Last week, a comment was made to me about somebody liking a certain column in this newspaper. While there are a variety of columns in this newspaper that I consider to be excellent, there was one that was apparently considered to be more entertaining than the others. That column happened to be written by “the bald guy.”

I am the bald guy.

My entire life’s work has come down to being described by the lack of hair on my head. I have some hair, but I don’t feel like I have enough to work with. Some guys try to have a hairdresser work with heads like mine to give the appearance of having something going on. I could grow it from the side and have a nice combover. I could grow parts a normal length and be the picture of male pattern baldness. I, instead, choose to crop it close to the dome. It makes me look bald. Perhaps I should embrace my baldness. A lot of good men are bald, especially as I glance at the branches of my family tree.

I don’t really have a problem with being folically challenged. However, I’m going to work to change how people dscribe me. In college, I used to frequent a burger joint that when your order was up, they would yell out a description of you. For two years, I was “Large Man.” Between my junior and senior years, I went on a diet. When I returned to campus that fall, I was “Skinny Dude.” I guess I could be “Large Man” again, especially after this COVID-19 thing! COVID 20? That’s nothing. I had that by Christmas. But I choose not to be labeled by my belly.

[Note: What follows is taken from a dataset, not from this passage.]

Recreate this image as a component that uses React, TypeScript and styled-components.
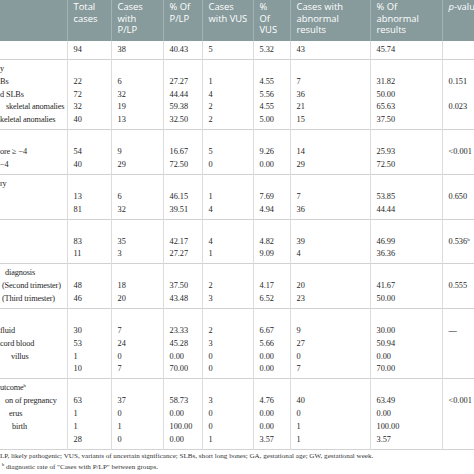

I’m going to take this a different direction.

I know I will be able to change how I am described by people who don’t take time to learn my name. For just about all of my adult life, I have had facial hair. I went through the phase for a year or two where I just had a mustache, but it always looked kind of cheesy, so I have had to have a beard. Truth be told, this picture in this column is a fairly accurate reflection of who I am. I am usually with beard. I intend to make that my trademark.

For a few months, I shaved the beard. My mother shamed me into it. She always told me she hated my beard. But now we’ve had a couple Facetimes and a family Zoom or two, and she didn’t comment on my lack of facial hair.

So, it’s back to the beard.

When people glance at me and glance away, they no longer are going to say “bald guy.” They will say “bearded gentleman,” or something to that effect.

They won’t be able to call me the bald guy, because I am going to take evasive measure. I’m always going to wear a hat.

The bald guy is gone. The beard is taking over!